Zbrodnia w Buczy poruszyła cały świat
Bucza to niewielkie miasto położone na północny zachód od Kijowa. Jeszcze dwa lata temu liczyło nieco ponad 36 tysięcy mieszkańców. Teraz ogromna ich część już nie żyje, zginęła w masowej egzekucji wykonanej przez bestialskich żołnierzy rosyjskich. Wstrząsające zdjęcia i filmy ze zbrodni w Buczy, przedstawiające martwych Ukraińców ze związanymi rękoma i masowy grób, obiegły świat.
"To rozmyślnie popełniona zbrodnia. Celem Rosjan jest zabicie jak największej liczby Ukraińców. Musimy ich powstrzymać i wyrzucić ich stąd. Żądam nałożenia przez G7 nowych, miażdżących sankcji TERAZ" - napisał na Twitterze szef ukraińskiego Ministerstwa Spraw Zagranicznych Dmytro Kułeba.
Niestety, ale są przesłanki, że można spodziewać się więcej tak okrutnych masowych mordów. Przede wszystkim człowiek odpowiedzialny za tę zbrodnię sam w wywiadzie dla jednej z propagandowych stacji telewizyjnych mówił o "oczyszczaniu" okolic Buczy.
– Mój pradziadek walczył w II wojnie światowej i do 1953 r. ganiał po ukraińskich lasach złe duchy faszystowskie zwane banderowcami. Teraz jestem następcą tej tradycji – relacjonował rosyjski major Aleksiej Bakumienko, pochodzący z Władywostoku. Ma 32 lata, żonę i synka, którymi chętnie chwalił się w sieci. Nie ma więc wątpliwości, że będzie chciał kontynuować zbrodniczą "tradycję”.
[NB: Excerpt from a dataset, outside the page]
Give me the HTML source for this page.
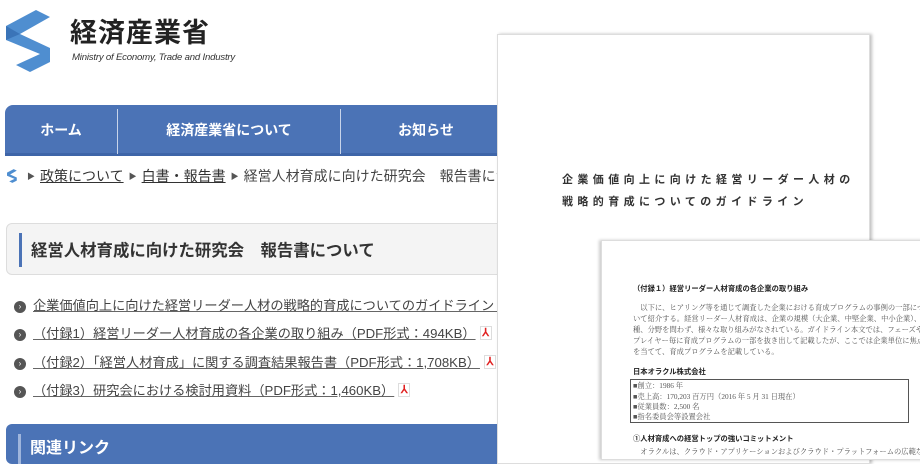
<!DOCTYPE html>
<html><head><meta charset="utf-8"><style>
*{margin:0;padding:0;box-sizing:border-box}
body{width:920px;height:450px;overflow:hidden;background:#fff;position:relative;font-family:"Liberation Sans","Noto Sans CJK JP",sans-serif;color:#333}
.abs{position:absolute}
.nav{left:5px;top:105px;width:500px;height:51px;background:#4b73b6;border-radius:8px 0 0 0;border-bottom:3px solid #3e65a8}
.nav div{position:absolute;top:0;height:51px;line-height:51px;color:#fff;font-weight:bold;font-size:14px;text-align:center}
.sep{position:absolute;top:4px;width:1px;height:45px;background:#c8d4ea}
.bc{left:8px;top:166px;font-size:14px;color:#444;white-space:nowrap}
.bc u{color:#333}
.bc .ar{font-size:8px;color:#555;margin:0 5px;vertical-align:2px}
.title{left:6px;top:223px;width:510px;height:52px;background:#f4f4f4;border:1px solid #ddd;border-radius:6px}
.title .bar{position:absolute;left:12px;top:9px;width:3px;height:34px;background:#4b73b6}
.title span{position:absolute;left:24px;top:13px;font-size:16.4px;font-weight:bold;color:#333}
.li{left:14px;font-size:13.2px;color:#444;white-space:nowrap}
.li i{display:inline-block;width:12px;height:12px;border-radius:50%;background:#555;color:#fff;font-size:8px;line-height:12px;text-align:center;font-style:normal;vertical-align:1px;margin-right:7px}
.li u{text-decoration-color:#666}
.pdf{display:inline-block;width:12px;height:14px;border:1px solid #ddd;color:#e02020;font-size:11px;line-height:12px;text-align:center;font-weight:bold;vertical-align:2px;margin-left:4px}
.rel{left:6px;top:424px;width:500px;height:40px;background:#4b73b6;border-radius:6px}
.rel .bar{position:absolute;left:12px;top:10px;width:3px;height:30px;background:#9fb5dc}
.rel span{position:absolute;left:24px;top:10px;color:#fff;font-weight:bold;font-size:16px}
.p1{left:497px;top:34px;width:373px;height:430px;background:#fff;border:1px solid #ddd;box-shadow:2px 0 3px rgba(0,0,0,.25)}
.p1 .t{position:absolute;left:64px;font-size:11px;font-weight:bold;letter-spacing:4.4px;color:#333;white-space:nowrap}
.p2{left:601px;top:240px;width:330px;height:220px;background:#fff;border:1px solid #ddd;box-shadow:-2px 0 3px rgba(0,0,0,.2)}
.p2 div{position:absolute;font-size:7.3px;color:#555;white-space:nowrap;font-family:"Liberation Serif","Noto Serif CJK SC",serif}
.p2 b{font-family:"Liberation Sans","Noto Sans CJK JP",sans-serif;color:#222}
</style></head><body>
<svg class="abs" style="left:6px;top:10px" width="54" height="62" viewBox="0 0 54 62">
<polygon points="0,16 30,0 44,7 14,24 44,38 44,52 24,62 10,55 34,44 0,30" fill="#4f8ed0"/>
<polygon points="0,16 14,24 0,30" fill="#3a74b8"/>
</svg>
<div class="abs" style="left:70px;top:20px;font-size:27px;font-weight:bold;color:#222;letter-spacing:1px;line-height:1">経済産業省</div>
<div class="abs" style="left:72px;top:52px;font-size:9.6px;font-style:italic;color:#333;letter-spacing:-.2px">Ministry of Economy, Trade and Industry</div>
<div class="abs nav">
<div style="left:0;width:112px">ホーム</div><span class="sep" style="left:112px"></span>
<div style="left:113px;width:222px">経済産業省について</div><span class="sep" style="left:335px"></span>
<div style="left:336px;width:170px">お知らせ</div>
</div>
<svg class="abs" style="left:7px;top:169px" width="12" height="14" viewBox="0 0 54 62"><polygon points="0,16 30,0 44,7 14,24 44,38 44,52 24,62 10,55 34,44 0,30" fill="#4f8ed0"/></svg>
<div class="abs bc" style="left:22px"><span class="ar">▶</span><u>政策について</u><span class="ar">▶</span><u>白書・報告書</u><span class="ar">▶</span>経営人材育成に向けた研究会　報告書について</div>
<div class="abs title"><div class="bar"></div><span>経営人材育成に向けた研究会　報告書について</span></div>
<div class="abs li" style="top:295px"><i>›</i><u>企業価値向上に向けた経営リーダー人材の戦略的育成についてのガイドライン（</u></div>
<div class="abs li" style="top:323px"><i>›</i><u>（付録1）経営リーダー人材育成の各企業の取り組み（PDF形式：494KB）</u><span class="pdf">⅄</span></div>
<div class="abs li" style="top:352px"><i>›</i><u>（付録2）「経営人材育成」に関する調査結果報告書（PDF形式：1,708KB）</u><span class="pdf">⅄</span></div>
<div class="abs li" style="top:380px"><i>›</i><u>（付録3）研究会における検討用資料（PDF形式：1,460KB）</u><span class="pdf">⅄</span></div>
<div class="abs rel"><div class="bar"></div><span>関連リンク</span></div>
<div class="abs p1">
<div class="t" style="top:136px">企業価値向上に向けた経営リーダー人材の</div>
<div class="t" style="top:158px">戦略的育成についてのガイドライン</div>
</div>
<div class="abs p2">
<div style="left:31px;top:43px"><b>（付録１）経営リーダー人材育成の各企業の取り組み</b></div>
<div style="left:31px;top:62px">　以下に、ヒアリング等を通じて調査した企業における育成プログラムの事例の一部につ</div>
<div style="left:31px;top:73px">いて紹介する。経営リーダー人材育成は、企業の規模（大企業、中堅企業、中小企業）、業</div>
<div style="left:31px;top:84px">種、分野を問わず、様々な取り組みがなされている。ガイドライン本文では、フェーズや</div>
<div style="left:31px;top:95px">プレイヤー毎に育成プログラムの一部を抜き出して記載したが、ここでは企業単位に焦点</div>
<div style="left:31px;top:106px">を当てて、育成プログラムを記載している。</div>
<div style="left:31px;top:126px"><b>日本オラクル株式会社</b></div>
<div style="left:28px;top:138px;width:279px;height:44px;border:1px solid #555"></div>
<div style="left:31px;top:140px">■創立：1986 年</div>
<div style="left:31px;top:151px">■売上高：170,203 百万円（2016 年 5 月 31 日現在）</div>
<div style="left:31px;top:161px">■従業員数：2,500 名</div>
<div style="left:31px;top:171px">■指名委員会等設置会社</div>
<div style="left:31px;top:193px"><b>①人材育成への経営トップの強いコミットメント</b></div>
<div style="left:31px;top:206px">　オラクルは、クラウド・アプリケーションおよびクラウド・プラットフォームの広範な</div>
</div>
</body></html>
Ukraińcy mają być "zniszczeni na polu bitwy". Ukraina stać się nową republiką ludową
Rosyjska państwowa agencja informacyjna Ria Novostii zamieściła tekst pt. "Co Rosja powinna zrobić z Ukrainą". Autor, Timofiej Siergiejew, opisuje, jak powinna wyglądać dalsza "denazyfikacja Ukrainy". Jego wizja Ukrainy przeraża!
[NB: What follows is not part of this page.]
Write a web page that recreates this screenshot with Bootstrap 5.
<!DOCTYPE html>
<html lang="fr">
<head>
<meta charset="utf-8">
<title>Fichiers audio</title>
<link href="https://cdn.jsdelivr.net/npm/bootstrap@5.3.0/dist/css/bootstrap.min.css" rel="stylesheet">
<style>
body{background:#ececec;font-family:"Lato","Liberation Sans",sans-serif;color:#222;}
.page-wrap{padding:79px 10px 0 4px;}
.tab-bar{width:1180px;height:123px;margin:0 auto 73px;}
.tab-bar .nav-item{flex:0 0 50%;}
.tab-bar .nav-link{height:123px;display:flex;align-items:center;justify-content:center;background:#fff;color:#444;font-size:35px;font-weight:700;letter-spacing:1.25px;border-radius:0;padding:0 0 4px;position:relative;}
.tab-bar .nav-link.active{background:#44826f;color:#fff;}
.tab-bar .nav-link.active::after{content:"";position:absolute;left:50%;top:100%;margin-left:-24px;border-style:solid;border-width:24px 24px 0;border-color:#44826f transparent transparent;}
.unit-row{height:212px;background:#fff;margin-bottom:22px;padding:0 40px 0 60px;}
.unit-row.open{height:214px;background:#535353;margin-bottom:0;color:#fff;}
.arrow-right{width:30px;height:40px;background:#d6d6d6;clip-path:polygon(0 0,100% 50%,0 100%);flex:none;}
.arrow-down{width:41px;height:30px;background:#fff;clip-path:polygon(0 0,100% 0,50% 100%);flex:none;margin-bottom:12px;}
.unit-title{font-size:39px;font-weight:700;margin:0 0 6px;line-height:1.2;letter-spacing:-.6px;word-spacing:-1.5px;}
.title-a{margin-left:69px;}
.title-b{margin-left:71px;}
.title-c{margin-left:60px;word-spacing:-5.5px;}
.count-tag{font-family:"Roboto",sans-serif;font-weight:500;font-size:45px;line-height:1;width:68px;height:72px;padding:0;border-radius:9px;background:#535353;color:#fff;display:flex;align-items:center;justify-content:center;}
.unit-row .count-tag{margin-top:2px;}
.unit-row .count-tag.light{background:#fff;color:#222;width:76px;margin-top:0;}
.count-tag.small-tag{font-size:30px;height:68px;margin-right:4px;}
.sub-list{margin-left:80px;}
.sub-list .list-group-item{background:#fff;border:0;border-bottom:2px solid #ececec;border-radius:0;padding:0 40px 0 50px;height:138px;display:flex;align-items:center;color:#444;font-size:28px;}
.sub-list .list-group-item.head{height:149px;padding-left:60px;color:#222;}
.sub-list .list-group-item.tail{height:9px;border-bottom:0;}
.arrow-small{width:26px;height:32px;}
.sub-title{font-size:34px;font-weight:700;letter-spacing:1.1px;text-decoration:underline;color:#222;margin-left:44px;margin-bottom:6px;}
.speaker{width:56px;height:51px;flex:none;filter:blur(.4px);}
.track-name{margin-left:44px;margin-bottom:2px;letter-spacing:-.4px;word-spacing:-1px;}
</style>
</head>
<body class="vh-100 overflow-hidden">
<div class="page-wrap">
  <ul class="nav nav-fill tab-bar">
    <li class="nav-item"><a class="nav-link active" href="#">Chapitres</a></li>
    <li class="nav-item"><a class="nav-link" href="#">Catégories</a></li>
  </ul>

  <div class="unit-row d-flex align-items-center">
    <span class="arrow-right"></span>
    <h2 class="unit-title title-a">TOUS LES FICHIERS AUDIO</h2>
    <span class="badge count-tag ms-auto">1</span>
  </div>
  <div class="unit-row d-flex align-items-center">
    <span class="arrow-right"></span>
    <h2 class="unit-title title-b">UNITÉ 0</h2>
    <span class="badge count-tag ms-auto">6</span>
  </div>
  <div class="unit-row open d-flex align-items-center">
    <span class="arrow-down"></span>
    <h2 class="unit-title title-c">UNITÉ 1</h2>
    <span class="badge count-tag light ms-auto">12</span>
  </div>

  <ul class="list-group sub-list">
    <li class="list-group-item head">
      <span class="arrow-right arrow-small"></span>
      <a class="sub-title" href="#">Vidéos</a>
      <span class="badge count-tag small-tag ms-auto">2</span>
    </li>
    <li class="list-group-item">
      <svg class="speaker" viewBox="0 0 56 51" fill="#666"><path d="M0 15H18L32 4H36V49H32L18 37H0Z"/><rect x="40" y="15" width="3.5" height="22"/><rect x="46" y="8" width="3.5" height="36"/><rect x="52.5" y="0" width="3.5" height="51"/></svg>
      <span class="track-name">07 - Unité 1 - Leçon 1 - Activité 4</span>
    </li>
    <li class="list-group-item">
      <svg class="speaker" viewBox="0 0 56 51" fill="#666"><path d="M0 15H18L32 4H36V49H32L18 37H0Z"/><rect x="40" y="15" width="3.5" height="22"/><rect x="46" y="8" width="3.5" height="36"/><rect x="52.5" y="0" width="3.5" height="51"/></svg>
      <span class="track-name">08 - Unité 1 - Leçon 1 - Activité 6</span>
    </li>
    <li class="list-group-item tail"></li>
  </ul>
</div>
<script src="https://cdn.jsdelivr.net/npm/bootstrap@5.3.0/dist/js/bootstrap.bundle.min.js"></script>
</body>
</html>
"Ci, którzy chwycili za broń, powinni zostać maksymalnie zniszczeni na polu bitwy" - pisze o wojsku i obronie terytorialnej Timofiej Siergiejew. "Elita banderowców musi zostać wyeliminowana, jej reedukacja jest niemożliwa" - odwołuje się do polityków i władz samorządowych.
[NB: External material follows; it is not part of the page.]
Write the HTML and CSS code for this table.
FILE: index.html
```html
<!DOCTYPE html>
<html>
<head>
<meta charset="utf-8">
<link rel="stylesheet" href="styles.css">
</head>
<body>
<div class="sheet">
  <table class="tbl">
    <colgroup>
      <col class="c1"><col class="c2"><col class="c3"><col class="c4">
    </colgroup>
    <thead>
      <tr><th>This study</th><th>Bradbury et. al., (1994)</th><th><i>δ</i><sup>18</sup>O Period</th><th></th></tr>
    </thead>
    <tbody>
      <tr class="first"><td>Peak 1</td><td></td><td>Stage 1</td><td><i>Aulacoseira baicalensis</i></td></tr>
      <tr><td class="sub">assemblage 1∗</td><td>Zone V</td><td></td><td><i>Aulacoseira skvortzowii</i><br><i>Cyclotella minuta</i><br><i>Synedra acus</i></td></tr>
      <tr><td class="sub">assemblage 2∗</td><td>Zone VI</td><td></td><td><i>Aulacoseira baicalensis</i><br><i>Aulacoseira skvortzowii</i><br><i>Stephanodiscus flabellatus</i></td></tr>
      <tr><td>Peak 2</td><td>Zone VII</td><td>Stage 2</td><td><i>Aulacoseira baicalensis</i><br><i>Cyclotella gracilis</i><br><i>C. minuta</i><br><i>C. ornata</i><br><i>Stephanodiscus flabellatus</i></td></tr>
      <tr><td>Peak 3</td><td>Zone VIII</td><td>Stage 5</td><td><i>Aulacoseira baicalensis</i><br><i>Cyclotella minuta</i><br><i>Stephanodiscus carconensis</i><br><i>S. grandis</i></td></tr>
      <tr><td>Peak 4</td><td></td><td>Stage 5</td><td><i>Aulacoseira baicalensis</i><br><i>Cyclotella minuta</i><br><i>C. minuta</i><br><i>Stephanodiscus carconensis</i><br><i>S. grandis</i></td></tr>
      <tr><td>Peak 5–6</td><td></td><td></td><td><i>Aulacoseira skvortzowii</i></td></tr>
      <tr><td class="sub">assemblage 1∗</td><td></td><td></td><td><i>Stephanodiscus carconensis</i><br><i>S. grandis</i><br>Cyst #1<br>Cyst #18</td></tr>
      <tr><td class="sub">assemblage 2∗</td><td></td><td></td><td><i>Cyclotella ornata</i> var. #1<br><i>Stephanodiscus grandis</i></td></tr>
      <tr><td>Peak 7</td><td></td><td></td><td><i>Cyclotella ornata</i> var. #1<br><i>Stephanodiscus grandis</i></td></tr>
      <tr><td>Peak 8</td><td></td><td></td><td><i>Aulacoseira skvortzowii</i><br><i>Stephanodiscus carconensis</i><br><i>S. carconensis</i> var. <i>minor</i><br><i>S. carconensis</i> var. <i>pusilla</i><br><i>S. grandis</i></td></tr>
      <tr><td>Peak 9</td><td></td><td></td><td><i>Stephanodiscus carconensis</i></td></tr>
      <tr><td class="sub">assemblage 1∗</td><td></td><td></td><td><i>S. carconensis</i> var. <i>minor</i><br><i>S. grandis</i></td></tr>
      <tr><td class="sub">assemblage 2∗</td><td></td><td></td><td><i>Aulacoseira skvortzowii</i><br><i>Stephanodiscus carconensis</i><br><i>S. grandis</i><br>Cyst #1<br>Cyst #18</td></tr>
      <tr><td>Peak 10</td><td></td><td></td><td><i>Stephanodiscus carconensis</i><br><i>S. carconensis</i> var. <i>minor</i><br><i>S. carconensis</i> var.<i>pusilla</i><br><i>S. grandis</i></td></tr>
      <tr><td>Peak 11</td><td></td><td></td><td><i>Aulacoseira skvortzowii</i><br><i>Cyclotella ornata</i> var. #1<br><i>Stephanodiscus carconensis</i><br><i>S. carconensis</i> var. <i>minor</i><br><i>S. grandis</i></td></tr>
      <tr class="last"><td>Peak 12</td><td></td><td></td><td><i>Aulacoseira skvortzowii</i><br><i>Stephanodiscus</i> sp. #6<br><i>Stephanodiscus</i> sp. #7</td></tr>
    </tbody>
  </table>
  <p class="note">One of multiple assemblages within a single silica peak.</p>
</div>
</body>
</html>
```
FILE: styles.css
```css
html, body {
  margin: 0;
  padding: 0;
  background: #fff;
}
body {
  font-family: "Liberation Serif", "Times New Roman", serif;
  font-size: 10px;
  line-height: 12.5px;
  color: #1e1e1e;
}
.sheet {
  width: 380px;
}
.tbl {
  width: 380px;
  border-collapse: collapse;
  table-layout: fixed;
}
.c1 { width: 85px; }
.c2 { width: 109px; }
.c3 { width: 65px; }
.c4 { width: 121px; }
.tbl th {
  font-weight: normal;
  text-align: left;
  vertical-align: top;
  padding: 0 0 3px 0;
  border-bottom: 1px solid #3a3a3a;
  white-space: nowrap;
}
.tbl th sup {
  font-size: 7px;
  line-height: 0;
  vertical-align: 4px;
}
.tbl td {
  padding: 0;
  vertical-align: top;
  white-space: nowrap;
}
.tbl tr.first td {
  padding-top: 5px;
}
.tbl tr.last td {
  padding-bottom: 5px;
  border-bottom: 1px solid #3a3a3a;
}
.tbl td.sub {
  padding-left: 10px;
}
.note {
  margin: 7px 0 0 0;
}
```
Siergiejew twierdzi, że na zdobytych terenach musi powstać "nowa republika ludowa", powinny rozpocząć się masowe śledztwa, a podejrzani o "współpracę z nazistami" mają pracować przymusowo przy odbudowie nowego kraju. Dopiero po około 30 latach, gdy wyrośnie nowe pokolenie, Rosja będzie bezpieczna.
Takie słowa świadczą o tym, że Rosjanie nie poprzestaną w swoich okrucieństwach i będą dalej prowadzić politykę terroru względem obywateli Ukrainy.